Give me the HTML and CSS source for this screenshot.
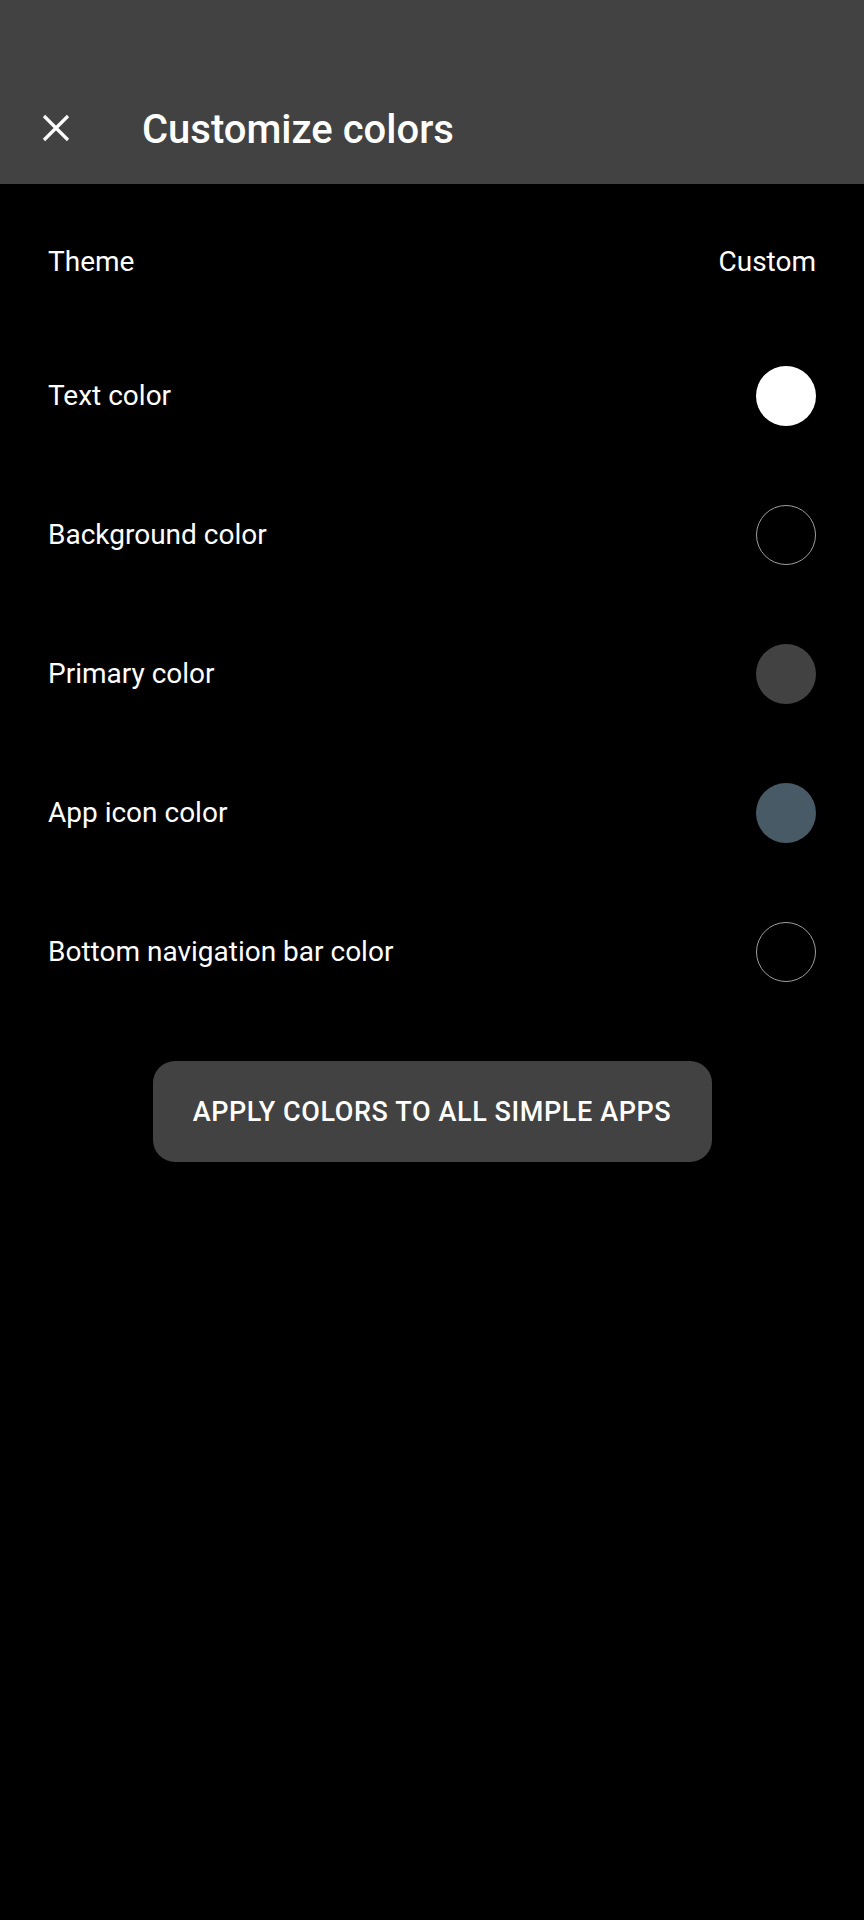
FILE: index.html
```html
<!DOCTYPE html>
<html lang="en">
<head>
    <meta charset="UTF-8" />
    <meta name="viewport" content="width=device-width, initial-scale=1.0" />
    <title>Customize colors</title>
    <link rel="stylesheet" href="styles.css">
</head>
<body>
    <header class="toolbar">
        <button class="close-btn" aria-label="Close">
            <svg width="28" height="28" viewBox="0 0 28 28">
                <path d="M2 2 L26 26 M26 2 L2 26" stroke="#fff" stroke-width="3.2" fill="none" />
            </svg>
        </button>
        <h1 class="toolbar-title">Customize colors</h1>
    </header>

    <main class="settings">
        <div class="setting-row theme-row">
            <span class="setting-label">Theme</span>
            <span class="setting-value">Custom</span>
        </div>
        <div class="setting-row">
            <span class="setting-label">Text color</span>
            <span class="swatch swatch-white"></span>
        </div>
        <div class="setting-row">
            <span class="setting-label">Background color</span>
            <span class="swatch swatch-outline"></span>
        </div>
        <div class="setting-row">
            <span class="setting-label">Primary color</span>
            <span class="swatch swatch-primary"></span>
        </div>
        <div class="setting-row">
            <span class="setting-label">App icon color</span>
            <span class="swatch swatch-icon"></span>
        </div>
        <div class="setting-row">
            <span class="setting-label">Bottom navigation bar color</span>
            <span class="swatch swatch-outline"></span>
        </div>

        <div class="apply-wrap">
            <button class="apply-btn">APPLY COLORS TO ALL SIMPLE APPS</button>
        </div>
    </main>
</body>
</html>
```

FILE: styles.css
```css
body {
    margin: 0;
    background: #000;
    color: #fff;
    font-family: Roboto, "Noto Sans", sans-serif;
}

/* Top app bar */
.toolbar {
    height: 184px;
    box-sizing: border-box;
    padding-top: 72px;
    background: #424242;
    display: flex;
    align-items: center;
}

.toolbar .close-btn,
.toolbar-title {
    height: 112px;
}

.close-btn {
    width: 112px;
    padding: 0;
    border: none;
    background: transparent;
    display: flex;
    align-items: center;
    justify-content: center;
}

.toolbar-title {
    margin: 3px 0 0 30px;
    display: flex;
    align-items: center;
    font-size: 40px;
    font-weight: 500;
}

/* Settings list */
.settings {
    padding-top: 6px;
}

.setting-row {
    height: 139px;
    padding: 0 48px;
    display: flex;
    align-items: center;
    justify-content: space-between;
    font-size: 28px;
}

.theme-row {
    height: 136px;
    box-sizing: border-box;
    padding-top: 6px;
}

.swatch {
    width: 60px;
    height: 60px;
    box-sizing: border-box;
    border-radius: 50%;
}

.swatch-white {
    background: #fff;
}

.swatch-outline {
    border: 1.5px solid #9e9e9e;
}

.swatch-primary {
    background: #424242;
}

.swatch-icon {
    background: #475a66;
}

.apply-wrap {
    padding-top: 40px;
    display: flex;
    justify-content: center;
}

.apply-btn {
    width: 559px;
    height: 101px;
    border: none;
    border-radius: 22px;
    background: #424242;
    color: #fff;
    font-family: Roboto, "Noto Sans", sans-serif;
    font-size: 27px;
    font-weight: 500;
    letter-spacing: 0.6px;
}
```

▶ _GIVEN REQUEST_: Without the pictures, output the full listing exactly as it stands.

▶ _FULL ANSWER_:
Give me the HTML and CSS source for this screenshot.
FILE: index.html
```html
<!DOCTYPE html>
<html lang="en">
<head>
    <meta charset="UTF-8" />
    <meta name="viewport" content="width=device-width, initial-scale=1.0" />
    <title>Customize colors</title>
    <link rel="stylesheet" href="styles.css">
</head>
<body>
    <header class="toolbar">
        <button class="close-btn" aria-label="Close">
            <svg width="28" height="28" viewBox="0 0 28 28">
                <path d="M2 2 L26 26 M26 2 L2 26" stroke="#fff" stroke-width="3.2" fill="none" />
            </svg>
        </button>
        <h1 class="toolbar-title">Customize colors</h1>
    </header>

    <main class="settings">
        <div class="setting-row theme-row">
            <span class="setting-label">Theme</span>
            <span class="setting-value">Custom</span>
        </div>
        <div class="setting-row">
            <span class="setting-label">Text color</span>
            <span class="swatch swatch-white"></span>
        </div>
        <div class="setting-row">
            <span class="setting-label">Background color</span>
            <span class="swatch swatch-outline"></span>
        </div>
        <div class="setting-row">
            <span class="setting-label">Primary color</span>
            <span class="swatch swatch-primary"></span>
        </div>
        <div class="setting-row">
            <span class="setting-label">App icon color</span>
            <span class="swatch swatch-icon"></span>
        </div>
        <div class="setting-row">
            <span class="setting-label">Bottom navigation bar color</span>
            <span class="swatch swatch-outline"></span>
        </div>

        <div class="apply-wrap">
            <button class="apply-btn">APPLY COLORS TO ALL SIMPLE APPS</button>
        </div>
    </main>
</body>
</html>
```

FILE: styles.css
```css
body {
    margin: 0;
    background: #000;
    color: #fff;
    font-family: Roboto, "Noto Sans", sans-serif;
}

/* Top app bar */
.toolbar {
    height: 184px;
    box-sizing: border-box;
    padding-top: 72px;
    background: #424242;
    display: flex;
    align-items: center;
}

.toolbar .close-btn,
.toolbar-title {
    height: 112px;
}

.close-btn {
    width: 112px;
    padding: 0;
    border: none;
    background: transparent;
    display: flex;
    align-items: center;
    justify-content: center;
}

.toolbar-title {
    margin: 3px 0 0 30px;
    display: flex;
    align-items: center;
    font-size: 40px;
    font-weight: 500;
}

/* Settings list */
.settings {
    padding-top: 6px;
}

.setting-row {
    height: 139px;
    padding: 0 48px;
    display: flex;
    align-items: center;
    justify-content: space-between;
    font-size: 28px;
}

.theme-row {
    height: 136px;
    box-sizing: border-box;
    padding-top: 6px;
}

.swatch {
    width: 60px;
    height: 60px;
    box-sizing: border-box;
    border-radius: 50%;
}

.swatch-white {
    background: #fff;
}

.swatch-outline {
    border: 1.5px solid #9e9e9e;
}

.swatch-primary {
    background: #424242;
}

.swatch-icon {
    background: #475a66;
}

.apply-wrap {
    padding-top: 40px;
    display: flex;
    justify-content: center;
}

.apply-btn {
    width: 559px;
    height: 101px;
    border: none;
    border-radius: 22px;
    background: #424242;
    color: #fff;
    font-family: Roboto, "Noto Sans", sans-serif;
    font-size: 27px;
    font-weight: 500;
    letter-spacing: 0.6px;
}
```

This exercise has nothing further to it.